* **WRITTEN TASK**
All lines below must be repeated exactly, with the pictures omitted.

────────────────────────────────────────

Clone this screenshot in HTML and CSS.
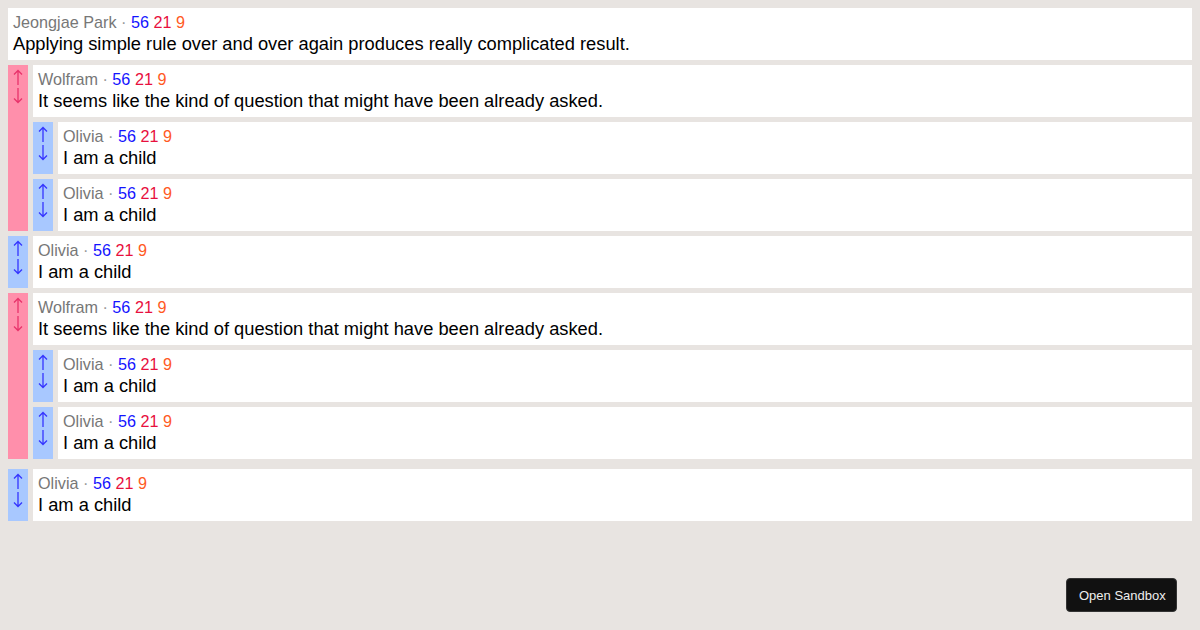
FILE: index.html
```html
<!DOCTYPE html>
<html>
<head>
<meta charset="utf-8">
<link rel="stylesheet" href="styles.css">
</head>
<body>
<div class="tree">
  <div class="card">
    <div class="head"><span class="name">Jeongjae Park</span> <span class="dot">·</span> <span class="up">56</span> <span class="down">21</span> <span class="cnt">9</span></div>
    <div class="body">Applying simple rule over and over again produces really complicated result.</div>
  </div>

  <div class="row">
    <div class="vote pink"><svg class="arrows" viewBox="0 0 20 40" width="20" height="40"><path d="M10 5.5V20M6 9.5L10 5.5L14 9.5M10 23V37.5M6 33.5L10 37.5L14 33.5"/></svg></div>
    <div class="col">
      <div class="card">
        <div class="head"><span class="name">Wolfram</span> <span class="dot">·</span> <span class="up">56</span> <span class="down">21</span> <span class="cnt">9</span></div>
        <div class="body">It seems like the kind of question that might have been already asked.</div>
      </div>
      <div class="row">
        <div class="vote blue"><svg class="arrows" viewBox="0 0 20 40" width="20" height="40"><path d="M10 5.5V20M6 9.5L10 5.5L14 9.5M10 23V37.5M6 33.5L10 37.5L14 33.5"/></svg></div>
        <div class="col">
          <div class="card">
            <div class="head"><span class="name">Olivia</span> <span class="dot">·</span> <span class="up">56</span> <span class="down">21</span> <span class="cnt">9</span></div>
            <div class="body">I am a child</div>
          </div>
        </div>
      </div>
      <div class="row">
        <div class="vote blue"><svg class="arrows" viewBox="0 0 20 40" width="20" height="40"><path d="M10 5.5V20M6 9.5L10 5.5L14 9.5M10 23V37.5M6 33.5L10 37.5L14 33.5"/></svg></div>
        <div class="col">
          <div class="card">
            <div class="head"><span class="name">Olivia</span> <span class="dot">·</span> <span class="up">56</span> <span class="down">21</span> <span class="cnt">9</span></div>
            <div class="body">I am a child</div>
          </div>
        </div>
      </div>
    </div>
  </div>

  <div class="row">
    <div class="vote blue"><svg class="arrows" viewBox="0 0 20 40" width="20" height="40"><path d="M10 5.5V20M6 9.5L10 5.5L14 9.5M10 23V37.5M6 33.5L10 37.5L14 33.5"/></svg></div>
    <div class="col">
      <div class="card">
        <div class="head"><span class="name">Olivia</span> <span class="dot">·</span> <span class="up">56</span> <span class="down">21</span> <span class="cnt">9</span></div>
        <div class="body">I am a child</div>
      </div>
    </div>
  </div>

  <div class="row">
    <div class="vote pink"><svg class="arrows" viewBox="0 0 20 40" width="20" height="40"><path d="M10 5.5V20M6 9.5L10 5.5L14 9.5M10 23V37.5M6 33.5L10 37.5L14 33.5"/></svg></div>
    <div class="col">
      <div class="card">
        <div class="head"><span class="name">Wolfram</span> <span class="dot">·</span> <span class="up">56</span> <span class="down">21</span> <span class="cnt">9</span></div>
        <div class="body">It seems like the kind of question that might have been already asked.</div>
      </div>
      <div class="row">
        <div class="vote blue"><svg class="arrows" viewBox="0 0 20 40" width="20" height="40"><path d="M10 5.5V20M6 9.5L10 5.5L14 9.5M10 23V37.5M6 33.5L10 37.5L14 33.5"/></svg></div>
        <div class="col">
          <div class="card">
            <div class="head"><span class="name">Olivia</span> <span class="dot">·</span> <span class="up">56</span> <span class="down">21</span> <span class="cnt">9</span></div>
            <div class="body">I am a child</div>
          </div>
        </div>
      </div>
      <div class="row">
        <div class="vote blue"><svg class="arrows" viewBox="0 0 20 40" width="20" height="40"><path d="M10 5.5V20M6 9.5L10 5.5L14 9.5M10 23V37.5M6 33.5L10 37.5L14 33.5"/></svg></div>
        <div class="col">
          <div class="card">
            <div class="head"><span class="name">Olivia</span> <span class="dot">·</span> <span class="up">56</span> <span class="down">21</span> <span class="cnt">9</span></div>
            <div class="body">I am a child</div>
          </div>
        </div>
      </div>
    </div>
  </div>
</div>

<div class="tree second">
  <div class="row">
    <div class="vote blue"><svg class="arrows" viewBox="0 0 20 40" width="20" height="40"><path d="M10 5.5V20M6 9.5L10 5.5L14 9.5M10 23V37.5M6 33.5L10 37.5L14 33.5"/></svg></div>
    <div class="col">
      <div class="card">
        <div class="head"><span class="name">Olivia</span> <span class="dot">·</span> <span class="up">56</span> <span class="down">21</span> <span class="cnt">9</span></div>
        <div class="body">I am a child</div>
      </div>
    </div>
  </div>
</div>

<button class="sandbox">Open Sandbox</button>
</body>
</html>
```

FILE: styles.css
```css
html, body {
  margin: 0;
  padding: 0;
}
body {
  background: #e8e4e1;
  padding: 8px;
  font-family: "Liberation Sans", Arial, sans-serif;
  height: 630px;
  box-sizing: border-box;
  position: relative;
}
.tree {
  display: flex;
  flex-direction: column;
  gap: 5px;
}
.second {
  margin-top: 10px;
}
.col {
  display: flex;
  flex-direction: column;
  gap: 5px;
  flex: 1;
  min-width: 0;
}
.row {
  display: flex;
  gap: 5px;
}
.card {
  background: #fff;
  padding: 3px 5px 6px 5px;
  height: 52px;
  box-sizing: border-box;
}
.head {
  font-size: 16.2px;
  line-height: 22px;
  color: #777;
}
.dot { color: #999; }
.up { color: #1414ff; }
.down { color: #e8103e; }
.cnt { color: #ff5a1f; }
.body {
  font-size: 18.3px;
  line-height: 21px;
  color: #000;
}
.vote {
  width: 20px;
  flex: none;
}
.arrows {
  display: block;
  fill: none;
  stroke: currentColor;
  stroke-width: 1.3;
}
.vote.pink {
  background: #ff8fab;
  color: #e8336b;
}
.vote.blue {
  background: #a8c8ff;
  color: #3535ff;
}
.sandbox {
  position: absolute;
  right: 23px;
  bottom: 18px;
  background: #111;
  color: #eee;
  border: 1px solid #333;
  border-radius: 4px;
  font-family: "Liberation Sans", Arial, sans-serif;
  font-size: 13px;
  white-space: nowrap;
  padding: 0 12px;
  height: 34px;
  width: 111px;
}
```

────────────────────────────────────────

* **RESULT OF THIS TASK**
Clone this screenshot in HTML and CSS.
FILE: index.html
```html
<!DOCTYPE html>
<html>
<head>
<meta charset="utf-8">
<link rel="stylesheet" href="styles.css">
</head>
<body>
<div class="tree">
  <div class="card">
    <div class="head"><span class="name">Jeongjae Park</span> <span class="dot">·</span> <span class="up">56</span> <span class="down">21</span> <span class="cnt">9</span></div>
    <div class="body">Applying simple rule over and over again produces really complicated result.</div>
  </div>

  <div class="row">
    <div class="vote pink"><svg class="arrows" viewBox="0 0 20 40" width="20" height="40"><path d="M10 5.5V20M6 9.5L10 5.5L14 9.5M10 23V37.5M6 33.5L10 37.5L14 33.5"/></svg></div>
    <div class="col">
      <div class="card">
        <div class="head"><span class="name">Wolfram</span> <span class="dot">·</span> <span class="up">56</span> <span class="down">21</span> <span class="cnt">9</span></div>
        <div class="body">It seems like the kind of question that might have been already asked.</div>
      </div>
      <div class="row">
        <div class="vote blue"><svg class="arrows" viewBox="0 0 20 40" width="20" height="40"><path d="M10 5.5V20M6 9.5L10 5.5L14 9.5M10 23V37.5M6 33.5L10 37.5L14 33.5"/></svg></div>
        <div class="col">
          <div class="card">
            <div class="head"><span class="name">Olivia</span> <span class="dot">·</span> <span class="up">56</span> <span class="down">21</span> <span class="cnt">9</span></div>
            <div class="body">I am a child</div>
          </div>
        </div>
      </div>
      <div class="row">
        <div class="vote blue"><svg class="arrows" viewBox="0 0 20 40" width="20" height="40"><path d="M10 5.5V20M6 9.5L10 5.5L14 9.5M10 23V37.5M6 33.5L10 37.5L14 33.5"/></svg></div>
        <div class="col">
          <div class="card">
            <div class="head"><span class="name">Olivia</span> <span class="dot">·</span> <span class="up">56</span> <span class="down">21</span> <span class="cnt">9</span></div>
            <div class="body">I am a child</div>
          </div>
        </div>
      </div>
    </div>
  </div>

  <div class="row">
    <div class="vote blue"><svg class="arrows" viewBox="0 0 20 40" width="20" height="40"><path d="M10 5.5V20M6 9.5L10 5.5L14 9.5M10 23V37.5M6 33.5L10 37.5L14 33.5"/></svg></div>
    <div class="col">
      <div class="card">
        <div class="head"><span class="name">Olivia</span> <span class="dot">·</span> <span class="up">56</span> <span class="down">21</span> <span class="cnt">9</span></div>
        <div class="body">I am a child</div>
      </div>
    </div>
  </div>

  <div class="row">
    <div class="vote pink"><svg class="arrows" viewBox="0 0 20 40" width="20" height="40"><path d="M10 5.5V20M6 9.5L10 5.5L14 9.5M10 23V37.5M6 33.5L10 37.5L14 33.5"/></svg></div>
    <div class="col">
      <div class="card">
        <div class="head"><span class="name">Wolfram</span> <span class="dot">·</span> <span class="up">56</span> <span class="down">21</span> <span class="cnt">9</span></div>
        <div class="body">It seems like the kind of question that might have been already asked.</div>
      </div>
      <div class="row">
        <div class="vote blue"><svg class="arrows" viewBox="0 0 20 40" width="20" height="40"><path d="M10 5.5V20M6 9.5L10 5.5L14 9.5M10 23V37.5M6 33.5L10 37.5L14 33.5"/></svg></div>
        <div class="col">
          <div class="card">
            <div class="head"><span class="name">Olivia</span> <span class="dot">·</span> <span class="up">56</span> <span class="down">21</span> <span class="cnt">9</span></div>
            <div class="body">I am a child</div>
          </div>
        </div>
      </div>
      <div class="row">
        <div class="vote blue"><svg class="arrows" viewBox="0 0 20 40" width="20" height="40"><path d="M10 5.5V20M6 9.5L10 5.5L14 9.5M10 23V37.5M6 33.5L10 37.5L14 33.5"/></svg></div>
        <div class="col">
          <div class="card">
            <div class="head"><span class="name">Olivia</span> <span class="dot">·</span> <span class="up">56</span> <span class="down">21</span> <span class="cnt">9</span></div>
            <div class="body">I am a child</div>
          </div>
        </div>
      </div>
    </div>
  </div>
</div>

<div class="tree second">
  <div class="row">
    <div class="vote blue"><svg class="arrows" viewBox="0 0 20 40" width="20" height="40"><path d="M10 5.5V20M6 9.5L10 5.5L14 9.5M10 23V37.5M6 33.5L10 37.5L14 33.5"/></svg></div>
    <div class="col">
      <div class="card">
        <div class="head"><span class="name">Olivia</span> <span class="dot">·</span> <span class="up">56</span> <span class="down">21</span> <span class="cnt">9</span></div>
        <div class="body">I am a child</div>
      </div>
    </div>
  </div>
</div>

<button class="sandbox">Open Sandbox</button>
</body>
</html>
```

FILE: styles.css
```css
html, body {
  margin: 0;
  padding: 0;
}
body {
  background: #e8e4e1;
  padding: 8px;
  font-family: "Liberation Sans", Arial, sans-serif;
  height: 630px;
  box-sizing: border-box;
  position: relative;
}
.tree {
  display: flex;
  flex-direction: column;
  gap: 5px;
}
.second {
  margin-top: 10px;
}
.col {
  display: flex;
  flex-direction: column;
  gap: 5px;
  flex: 1;
  min-width: 0;
}
.row {
  display: flex;
  gap: 5px;
}
.card {
  background: #fff;
  padding: 3px 5px 6px 5px;
  height: 52px;
  box-sizing: border-box;
}
.head {
  font-size: 16.2px;
  line-height: 22px;
  color: #777;
}
.dot { color: #999; }
.up { color: #1414ff; }
.down { color: #e8103e; }
.cnt { color: #ff5a1f; }
.body {
  font-size: 18.3px;
  line-height: 21px;
  color: #000;
}
.vote {
  width: 20px;
  flex: none;
}
.arrows {
  display: block;
  fill: none;
  stroke: currentColor;
  stroke-width: 1.3;
}
.vote.pink {
  background: #ff8fab;
  color: #e8336b;
}
.vote.blue {
  background: #a8c8ff;
  color: #3535ff;
}
.sandbox {
  position: absolute;
  right: 23px;
  bottom: 18px;
  background: #111;
  color: #eee;
  border: 1px solid #333;
  border-radius: 4px;
  font-family: "Liberation Sans", Arial, sans-serif;
  font-size: 13px;
  white-space: nowrap;
  padding: 0 12px;
  height: 34px;
  width: 111px;
}
```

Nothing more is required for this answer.